Understanding Legal Frameworks for SMEs in Singapore

Singapore has long been recognized as one of the most business-friendly environments in the world, particularly for small and medium-sized enterprises (SMEs). However, navigating its legal and regulatory landscape is essential for entrepreneurs aiming to establish and grow a business successfully. Awareness of the local legal framework ensures compliance, minimizes risk, and can even facilitate access to government support and incentives.

One of the first legal considerations for SMEs is the choice of business structure. The most common forms are sole proprietorship, partnership, and private limited company. Each structure comes with different legal obligations, taxation rules, and liability implications. For instance, a private limited company provides limited liability protection, separating personal assets from business debts, while a sole proprietorship exposes owners to unlimited liability. Choosing the right structure requires a clear understanding of both legal and operational consequences.

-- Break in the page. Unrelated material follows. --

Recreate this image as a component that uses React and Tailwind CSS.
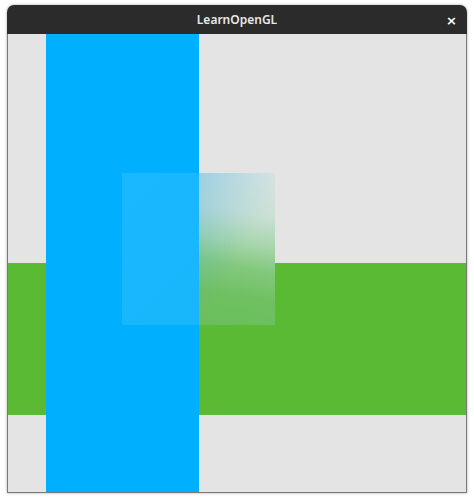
export default function App() {
  return (
    <div className="min-h-screen bg-white pt-[5px] pl-[7px]">
      <div className="w-[460px] rounded-t-[7px] overflow-hidden shadow-[0_0_3px_rgba(0,0,0,0.35)]">
        {/* title bar */}
        <div className="h-[29px] bg-[#2b2b2b] flex items-center relative">
          <div className="flex-1 text-center text-[12px] font-semibold text-[#e8e8e8] font-['Noto_Sans',sans-serif]">
            LearnOpenGL
          </div>
          <span className="absolute right-[10px] top-[6px] text-[13px] font-bold text-white font-['DejaVu_Sans',sans-serif]">
            ×
          </span>
        </div>

        {/* GL canvas: rendered quads sit at their scene coordinates */}
        <div className="relative h-[459px] bg-[#e4e4e4] border-x border-b border-[#7a7a7a]">
          <div className="absolute left-0 right-0 top-[229px] h-[152px] bg-[#5bba33]" />
          <div className="absolute top-0 bottom-0 left-[38px] w-[153px] bg-[#00b0ff]" />
          {/* frosted window quad */}
          <div className="absolute left-[114px] top-[139px] w-[153px] h-[152px] flex">
            <div className="w-[77px] bg-[linear-gradient(135deg,rgba(255,255,255,0.1),rgba(150,210,225,0.16))]" />
            <div className="flex-1 bg-[linear-gradient(120deg,rgba(40,165,235,0.32)_0%,rgba(40,165,235,0.1)_35%,rgba(40,165,235,0)_55%),linear-gradient(190deg,#dce5e2_0%,#c9dfd4_28%,#a6d5aa_46%,#84c97e_60%,#70c062_78%,#6abf5a_100%)]" />
          </div>
        </div>
      </div>
    </div>
  );
}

Business registration is another crucial step. All SMEs must register with the Accounting and Corporate Regulatory Authority (ACRA), which ensures legal recognition and eligibility for government schemes. Registration involves selecting a business name, providing the necessary documentation, and fulfilling certain compliance checks. Companies that fail to comply with registration requirements may face fines or legal action.

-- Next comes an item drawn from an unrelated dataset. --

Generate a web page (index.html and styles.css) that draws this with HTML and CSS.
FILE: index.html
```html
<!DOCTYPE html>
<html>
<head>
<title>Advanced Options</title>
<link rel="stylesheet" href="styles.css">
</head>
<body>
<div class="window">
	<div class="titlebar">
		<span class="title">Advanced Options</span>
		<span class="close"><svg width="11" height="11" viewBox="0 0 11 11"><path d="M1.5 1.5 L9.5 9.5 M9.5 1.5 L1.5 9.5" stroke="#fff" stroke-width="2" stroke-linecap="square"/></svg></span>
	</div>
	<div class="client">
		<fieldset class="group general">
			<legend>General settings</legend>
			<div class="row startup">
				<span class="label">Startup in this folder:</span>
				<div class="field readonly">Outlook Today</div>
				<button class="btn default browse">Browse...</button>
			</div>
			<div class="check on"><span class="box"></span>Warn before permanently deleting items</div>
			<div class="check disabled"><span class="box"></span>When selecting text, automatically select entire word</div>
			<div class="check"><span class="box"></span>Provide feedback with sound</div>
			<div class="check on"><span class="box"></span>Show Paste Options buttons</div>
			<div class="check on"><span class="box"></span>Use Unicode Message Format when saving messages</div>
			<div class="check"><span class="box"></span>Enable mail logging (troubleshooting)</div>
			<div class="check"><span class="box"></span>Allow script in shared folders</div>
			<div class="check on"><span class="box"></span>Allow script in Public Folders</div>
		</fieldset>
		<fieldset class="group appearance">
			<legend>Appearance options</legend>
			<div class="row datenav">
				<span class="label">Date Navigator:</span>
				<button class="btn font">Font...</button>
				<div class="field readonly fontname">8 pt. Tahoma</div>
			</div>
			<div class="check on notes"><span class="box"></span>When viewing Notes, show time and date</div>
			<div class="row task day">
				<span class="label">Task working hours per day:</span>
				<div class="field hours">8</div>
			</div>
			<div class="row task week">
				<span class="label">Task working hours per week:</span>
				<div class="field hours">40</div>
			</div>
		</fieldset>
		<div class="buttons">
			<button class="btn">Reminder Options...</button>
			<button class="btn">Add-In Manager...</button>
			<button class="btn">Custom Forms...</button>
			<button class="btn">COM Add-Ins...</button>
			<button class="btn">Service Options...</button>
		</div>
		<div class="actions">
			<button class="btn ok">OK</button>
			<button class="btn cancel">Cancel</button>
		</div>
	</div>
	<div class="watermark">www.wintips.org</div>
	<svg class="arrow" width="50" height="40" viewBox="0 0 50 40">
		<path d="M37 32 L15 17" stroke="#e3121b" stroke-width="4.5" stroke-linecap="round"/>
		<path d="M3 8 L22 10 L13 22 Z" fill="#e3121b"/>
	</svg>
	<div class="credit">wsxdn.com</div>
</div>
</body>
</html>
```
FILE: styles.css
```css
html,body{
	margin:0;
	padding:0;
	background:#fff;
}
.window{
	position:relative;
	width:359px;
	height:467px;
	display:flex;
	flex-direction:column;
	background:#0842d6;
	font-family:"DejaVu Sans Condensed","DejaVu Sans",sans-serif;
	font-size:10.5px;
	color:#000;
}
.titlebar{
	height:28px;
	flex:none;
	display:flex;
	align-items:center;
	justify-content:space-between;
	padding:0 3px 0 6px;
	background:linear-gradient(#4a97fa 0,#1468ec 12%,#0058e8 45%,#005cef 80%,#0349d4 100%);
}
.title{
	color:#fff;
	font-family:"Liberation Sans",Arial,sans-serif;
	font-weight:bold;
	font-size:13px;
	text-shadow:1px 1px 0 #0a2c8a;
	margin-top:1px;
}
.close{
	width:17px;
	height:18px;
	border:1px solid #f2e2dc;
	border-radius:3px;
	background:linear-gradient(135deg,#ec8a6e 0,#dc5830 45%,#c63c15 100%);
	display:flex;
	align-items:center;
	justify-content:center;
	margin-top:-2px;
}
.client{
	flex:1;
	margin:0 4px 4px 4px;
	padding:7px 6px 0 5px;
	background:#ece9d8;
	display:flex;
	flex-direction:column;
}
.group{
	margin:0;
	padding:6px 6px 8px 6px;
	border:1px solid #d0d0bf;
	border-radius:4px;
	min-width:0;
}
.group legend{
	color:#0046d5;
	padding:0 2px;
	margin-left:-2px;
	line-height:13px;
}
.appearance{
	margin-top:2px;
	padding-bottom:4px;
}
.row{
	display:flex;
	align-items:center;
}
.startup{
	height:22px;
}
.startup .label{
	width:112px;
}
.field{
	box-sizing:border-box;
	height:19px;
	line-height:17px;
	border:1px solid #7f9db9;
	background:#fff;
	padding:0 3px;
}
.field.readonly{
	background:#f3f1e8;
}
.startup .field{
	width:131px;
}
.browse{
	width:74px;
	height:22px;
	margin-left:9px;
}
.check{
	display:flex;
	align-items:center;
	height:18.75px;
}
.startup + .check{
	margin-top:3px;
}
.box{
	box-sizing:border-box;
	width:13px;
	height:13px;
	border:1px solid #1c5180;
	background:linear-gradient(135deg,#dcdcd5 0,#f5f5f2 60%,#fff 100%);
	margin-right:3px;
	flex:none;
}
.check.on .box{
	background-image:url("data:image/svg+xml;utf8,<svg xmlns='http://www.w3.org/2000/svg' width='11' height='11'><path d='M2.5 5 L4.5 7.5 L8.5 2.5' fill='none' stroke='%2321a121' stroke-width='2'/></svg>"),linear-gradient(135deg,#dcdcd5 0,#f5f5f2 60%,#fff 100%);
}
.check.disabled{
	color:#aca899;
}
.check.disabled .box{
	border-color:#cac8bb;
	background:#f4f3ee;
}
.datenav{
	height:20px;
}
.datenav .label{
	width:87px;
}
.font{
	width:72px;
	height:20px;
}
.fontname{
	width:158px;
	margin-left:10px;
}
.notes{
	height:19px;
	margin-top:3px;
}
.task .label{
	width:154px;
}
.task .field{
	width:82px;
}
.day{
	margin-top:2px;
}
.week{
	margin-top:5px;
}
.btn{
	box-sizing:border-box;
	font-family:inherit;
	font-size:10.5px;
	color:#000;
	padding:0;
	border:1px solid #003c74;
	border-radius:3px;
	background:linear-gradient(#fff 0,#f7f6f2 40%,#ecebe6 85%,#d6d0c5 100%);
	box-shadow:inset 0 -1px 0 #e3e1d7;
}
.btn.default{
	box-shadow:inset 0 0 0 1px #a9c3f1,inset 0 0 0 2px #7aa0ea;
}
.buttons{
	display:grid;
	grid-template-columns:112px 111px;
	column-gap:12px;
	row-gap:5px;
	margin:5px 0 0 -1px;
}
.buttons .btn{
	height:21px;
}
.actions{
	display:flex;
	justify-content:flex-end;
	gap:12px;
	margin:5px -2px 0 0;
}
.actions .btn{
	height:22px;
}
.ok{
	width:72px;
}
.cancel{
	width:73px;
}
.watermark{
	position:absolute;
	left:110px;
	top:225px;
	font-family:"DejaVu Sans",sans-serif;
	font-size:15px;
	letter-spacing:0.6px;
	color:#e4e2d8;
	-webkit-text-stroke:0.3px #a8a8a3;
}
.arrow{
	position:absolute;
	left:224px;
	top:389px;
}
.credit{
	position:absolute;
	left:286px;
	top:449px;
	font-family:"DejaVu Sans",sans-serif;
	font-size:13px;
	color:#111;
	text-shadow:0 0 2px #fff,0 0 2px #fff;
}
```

Employment law is an equally critical area. The Employment Act in Singapore governs key aspects such as working hours, leave entitlements, and termination procedures. SMEs must also adhere to regulations under the Central Provident Fund (CPF), which mandates contributions to employee retirement funds. Additionally, businesses need to comply with the Fair Consideration Framework, ensuring fair employment practices and avoiding discriminatory hiring. Understanding these obligations protects the company from penalties and fosters a positive work environment.

Taxation represents another layer of compliance. Singapore has a transparent and competitive tax system, but SMEs must still navigate corporate tax rates, Goods and Services Tax (GST) registration, and potential exemptions for start-ups. The Inland Revenue Authority of Singapore (IRAS) provides guidance on filing requirements and deadlines. Staying up to date with tax obligations not only ensures legal compliance but also optimizes financial planning for growth.

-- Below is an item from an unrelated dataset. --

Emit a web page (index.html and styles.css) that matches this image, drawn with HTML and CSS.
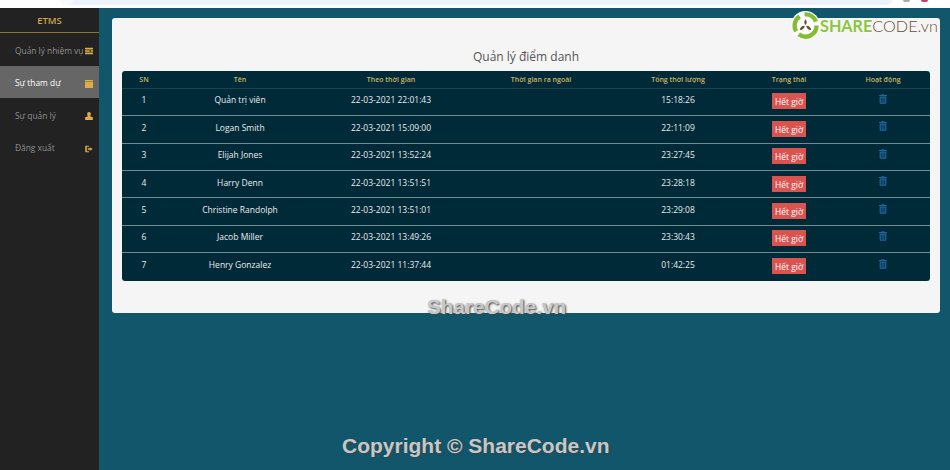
FILE: index.html
```html
<!DOCTYPE html>
<html lang="vi">
<head>
    <meta charset="UTF-8">
    <title>ETMS - Quản lý điểm danh</title>
    <link rel="stylesheet" href="styles.css">
</head>
<body>
    <div class="browser-strip">
        <div class="url-bar"><span class="url-home"></span></div>
        <span class="tool tool-grey"></span>
        <span class="tool tool-pink"></span>
    </div>

    <div class="layout">
        <nav class="sidebar">
            <div class="brand">ETMS</div>
            <a class="nav-item">
                <span>Quản lý nhiệm vụ</span>
                <svg class="nav-icon" viewBox="0 0 10 10"><path d="M0 1h10v2.200H0zM0 4h6v2H0zM7 4h3v2H7zM0 6.900h10V9H0z"/></svg>
            </a>
            <a class="nav-item active">
                <span>Sự tham dự</span>
                <svg class="nav-icon" viewBox="0 0 10 10"><path d="M0 0h10v1.800H0zM0 2.600h10V10H0z"/></svg>
            </a>
            <a class="nav-item">
                <span>Sự quản lý</span>
                <svg class="nav-icon" viewBox="0 0 10 10"><path d="M5 0c1.500 0 2.300 1.100 2.300 2.700 0 1.100-.5 2.100-1 2.700l3.500 1.300V10H.2V6.700l3.500-1.300c-.5-.6-1-1.600-1-2.700C2.700 1.100 3.500 0 5 0z"/></svg>
            </a>
            <a class="nav-item">
                <span>Đăng xuất</span>
                <svg class="nav-icon" viewBox="0 0 10 10"><path d="M1.500 1H5v1.300H2.300v5.400H5V9H1.500C.8 9 .3 8.500.3 7.800V2.200C.3 1.500.8 1 1.500 1zM6 2.800 9.700 5 6 7.200V6H3.500V4H6z"/></svg>
            </a>
        </nav>

        <main class="content">
            <section class="card">
                <h1 class="card-title">Quản lý điểm danh</h1>
                <table class="attendance">
                    <thead>
                        <tr>
                            <th class="col-sn">SN</th>
                            <th class="col-name">Tên</th>
                            <th class="col-in">Theo thời gian</th>
                            <th class="col-out">Thời gian ra ngoài</th>
                            <th class="col-total">Tổng thời lượng</th>
                            <th class="col-status">Trạng thái</th>
                            <th class="col-action">Hoạt động</th>
                        </tr>
                    </thead>
                    <tbody>
                        <tr>
                            <td>1</td><td>Quản trị viên</td><td>22-03-2021 22:01:43</td><td></td><td>15:18:26</td>
                            <td><span class="badge">Hết giờ</span></td>
                            <td><svg class="trash" viewBox="0 0 10 12"><path d="M3.500 0h3l.5 1h3v1.300H0V1h3zM.8 3h8.400v8c0 .6-.4 1-1 1H1.800c-.6 0-1-.4-1-1zM2.300 4.300v6.400h1V4.300zm2.200 0v6.400h1V4.300zm2.200 0v6.400h1V4.300z"/></svg></td>
                        </tr>
                        <tr>
                            <td>2</td><td>Logan Smith</td><td>22-03-2021 15:09:00</td><td></td><td>22:11:09</td>
                            <td><span class="badge">Hết giờ</span></td>
                            <td><svg class="trash" viewBox="0 0 10 12"><path d="M3.500 0h3l.5 1h3v1.300H0V1h3zM.8 3h8.400v8c0 .6-.4 1-1 1H1.800c-.6 0-1-.4-1-1zM2.300 4.300v6.400h1V4.300zm2.200 0v6.400h1V4.300zm2.200 0v6.400h1V4.300z"/></svg></td>
                        </tr>
                        <tr>
                            <td>3</td><td>Elijah Jones</td><td>22-03-2021 13:52:24</td><td></td><td>23:27:45</td>
                            <td><span class="badge">Hết giờ</span></td>
                            <td><svg class="trash" viewBox="0 0 10 12"><path d="M3.500 0h3l.5 1h3v1.300H0V1h3zM.8 3h8.400v8c0 .6-.4 1-1 1H1.800c-.6 0-1-.4-1-1zM2.300 4.300v6.400h1V4.300zm2.200 0v6.400h1V4.300zm2.200 0v6.400h1V4.300z"/></svg></td>
                        </tr>
                        <tr>
                            <td>4</td><td>Harry Denn</td><td>22-03-2021 13:51:51</td><td></td><td>23:28:18</td>
                            <td><span class="badge">Hết giờ</span></td>
                            <td><svg class="trash" viewBox="0 0 10 12"><path d="M3.500 0h3l.5 1h3v1.300H0V1h3zM.8 3h8.400v8c0 .6-.4 1-1 1H1.800c-.6 0-1-.4-1-1zM2.300 4.300v6.400h1V4.300zm2.200 0v6.400h1V4.300zm2.200 0v6.400h1V4.300z"/></svg></td>
                        </tr>
                        <tr>
                            <td>5</td><td>Christine Randolph</td><td>22-03-2021 13:51:01</td><td></td><td>23:29:08</td>
                            <td><span class="badge">Hết giờ</span></td>
                            <td><svg class="trash" viewBox="0 0 10 12"><path d="M3.500 0h3l.5 1h3v1.300H0V1h3zM.8 3h8.400v8c0 .6-.4 1-1 1H1.800c-.6 0-1-.4-1-1zM2.300 4.300v6.400h1V4.300zm2.200 0v6.400h1V4.300zm2.200 0v6.400h1V4.300z"/></svg></td>
                        </tr>
                        <tr>
                            <td>6</td><td>Jacob Miller</td><td>22-03-2021 13:49:26</td><td></td><td>23:30:43</td>
                            <td><span class="badge">Hết giờ</span></td>
                            <td><svg class="trash" viewBox="0 0 10 12"><path d="M3.500 0h3l.5 1h3v1.300H0V1h3zM.8 3h8.400v8c0 .6-.4 1-1 1H1.800c-.6 0-1-.4-1-1zM2.300 4.300v6.400h1V4.300zm2.200 0v6.400h1V4.300zm2.200 0v6.400h1V4.300z"/></svg></td>
                        </tr>
                        <tr>
                            <td>7</td><td>Henry Gonzalez</td><td>22-03-2021 11:37:44</td><td></td><td>01:42:25</td>
                            <td><span class="badge">Hết giờ</span></td>
                            <td><svg class="trash" viewBox="0 0 10 12"><path d="M3.500 0h3l.5 1h3v1.300H0V1h3zM.8 3h8.400v8c0 .6-.4 1-1 1H1.800c-.6 0-1-.4-1-1zM2.300 4.300v6.400h1V4.300zm2.200 0v6.400h1V4.300zm2.200 0v6.400h1V4.300z"/></svg></td>
                        </tr>
                    </tbody>
                </table>
            </section>
        </main>
    </div>

    <!-- watermarks lie over the page -->
    <div class="logo">
        <svg class="logo-mark" viewBox="0 0 30 30">
            <circle cx="15" cy="15" r="15" fill="#fff"/>
            <g fill="none" stroke="#84bd34" stroke-width="4.500">
                <path d="M14 3.500A11.500 11.500 0 0 1 25.800 11"/>
                <path d="M26.500 15A11.500 11.500 0 0 1 8 24.100"/>
                <path d="M5.300 21A11.500 11.500 0 0 1 9 5.500"/>
            </g>
            <path d="M15 8.500c1.700 1.900 1.700 4.300 0 6-1.700-1.700-1.700-4.100 0-6zM9 19.500c.4-2.700 2.500-4.300 5.300-4.300-.4 2.800-2.600 4.700-5.300 4.300zM21 19.500c-2.700.4-4.900-1.500-5.300-4.300 2.800 0 4.900 1.600 5.300 4.300z" fill="#6f4c2c"/>
        </svg>
        <span class="logo-text"><b>SHARE</b>CODE<i>.vn</i></span>
    </div>
    <div class="mark mark-small">ShareCode.vn</div>
    <div class="mark mark-large">Copyright © ShareCode.vn</div>
</body>
</html>
```

FILE: styles.css
```css
html, body {
    margin: 0;
    height: 100%;
    overflow: hidden;
}
body {
    font-family: "Open Sans", "Noto Sans", sans-serif;
    font-size: 8.5px;
    background: #11566b;
    color: #fff;
    display: flex;
    flex-direction: column;
}
.browser-strip {
    height: 8px;
    background: #fff;
    padding-left: 60px;
    display: flex;
    flex: none;
}
.url-bar {
    width: 832px;
    height: 4.500px;
    background: #eef2fa;
    border-radius: 0 0 8px 8px;
    margin-right: 11px;
}
.url-home {
    display: block;
    width: 13px;
    height: 4.500px;
    background: #f8f9fd;
    border-radius: 0 0 7px 7px;
}
.tool {
    height: 1.500px;
    border-radius: 0 0 2px 2px;
}
.tool-grey {
    width: 7px;
    margin-right: 11px;
    background: #aaa;
}
.tool-pink {
    width: 7px;
    height: 2px;
    background: #c2406e;
}
.layout {
    flex: 1;
    display: flex;
    min-height: 0;
}

/* sidebar */
.sidebar {
    width: 99px;
    flex: none;
    background: #222;
}
.brand {
    height: 25px;
    line-height: 25px;
    box-sizing: border-box;
    text-align: center;
    font-size: 9.500px;
    font-weight: 600;
    color: #d1a645;
    border-bottom: 1px solid #8a7235;
}
.nav-item {
    display: flex;
    justify-content: space-between;
    align-items: center;
    height: 32.500px;
    padding: 2px 6px 0 15px;
    box-sizing: border-box;
    font-size: 8.400px;
    color: #8f8f8f;
}
.nav-item.active {
    background: #666;
    color: #fff;
}
.nav-icon {
    width: 8px;
    height: 8px;
    margin-top: 2px;
    fill: #dcae46;
    flex: none;
}

/* content */
.content {
    flex: 1;
    padding: 10px 10px 0 13px;
}
.card {
    height: 295px;
    box-sizing: border-box;
    padding: 0 10px;
    background: #f5f5f5;
    border-radius: 3px;
    color: #fff;
}
.card-title {
    margin: 0;
    height: 53px;
    padding-top: 31px;
    box-sizing: border-box;
    text-align: center;
    font-size: 12px;
    line-height: 15px;
    font-weight: 400;
    color: #555;
}
.attendance {
    width: 808px;
    table-layout: fixed;
    border-collapse: separate;
    border-spacing: 0;
    background: #012a39;
    border-radius: 3px;
}
.attendance th {
    height: 17.800px;
    padding: 0;
    box-sizing: border-box;
    font-size: 7px;
    font-weight: 600;
    color: #cdb561;
    border-bottom: 1px solid #1c4351;
    text-align: center;
}
.attendance td {
    height: 27.400px;
    padding: 0 0 4px;
    box-sizing: border-box;
    text-align: center;
    vertical-align: middle;
    color: #e8ecee;
    border-bottom: 1px solid #6f8c95;
}
.attendance tr:last-child td {
    border-bottom: none;
}
.col-sn { width: 44px; }
.col-name { width: 148px; }
.col-in { width: 154px; }
.col-out { width: 146px; }
.col-total { width: 128px; }
.col-status { width: 94px; }
.col-action { width: 94px; }

.badge {
    display: inline-block;
    width: 34px;
    height: 16px;
    line-height: 17px;
    margin-top: 3px;
    background: #d9534f;
    color: #fff;
    vertical-align: middle;
}
.trash {
    display: block;
    width: 8px;
    height: 10px;
    margin: -2px auto 0;
    fill: #1f669e;
}

/* watermarks */
.logo {
    position: absolute;
    top: 11px;
    left: 791px;
    display: flex;
    align-items: center;
}
.logo-mark {
    width: 29px;
    height: 29px;
}
.logo-text {
    font-family: "Lato", sans-serif;
    font-size: 16.200px;
    font-weight: 300;
    line-height: 20px;
    color: #6b4a2b;
    text-shadow: 0 0 2px #fff;
}
.logo-text b {
    color: #8cc63f;
    font-weight: 700;
}
.logo-text i {
    font-style: normal;
}
.mark {
    position: absolute;
    font-family: "Liberation Sans", Arial, sans-serif;
    font-size: 20.700px;
    line-height: 24px;
    font-weight: 700;
    color: #c4c8ca;
    text-shadow: 1px 1px 2px #444;
    white-space: nowrap;
}
.mark-small {
    left: 427px;
    top: 295px;
}
.mark-large {
    left: 342px;
    top: 434px;
    font-size: 21px;
}
```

Intellectual property (IP) protection is increasingly important, especially for SMEs engaged in innovation or branding. Singapore offers a robust IP framework, covering trademarks, patents, and copyrights. Registering intellectual property through the Intellectual Property Office of Singapore (IPOS) safeguards business assets and prevents infringement, providing a competitive advantage in local and international markets.

Finally, SMEs must be aware of industry-specific regulations. Certain sectors, such as food and beverage, healthcare, or finance, have additional licensing and operational requirements. Compliance with these sector-specific regulations is mandatory and failure to adhere can result in severe penalties, including revocation of licenses.

In summary, while Singapore’s legal and regulatory environment is supportive of SMEs, entrepreneurs must navigate multiple layers of compliance. From business registration to employment laws, taxation, intellectual property, and sector-specific regulations, a thorough understanding of legal obligations is crucial. By proactively engaging with Singapore’s regulatory frameworks, SMEs can operate confidently, avoid legal pitfalls, and leverage the country’s robust support for business growth.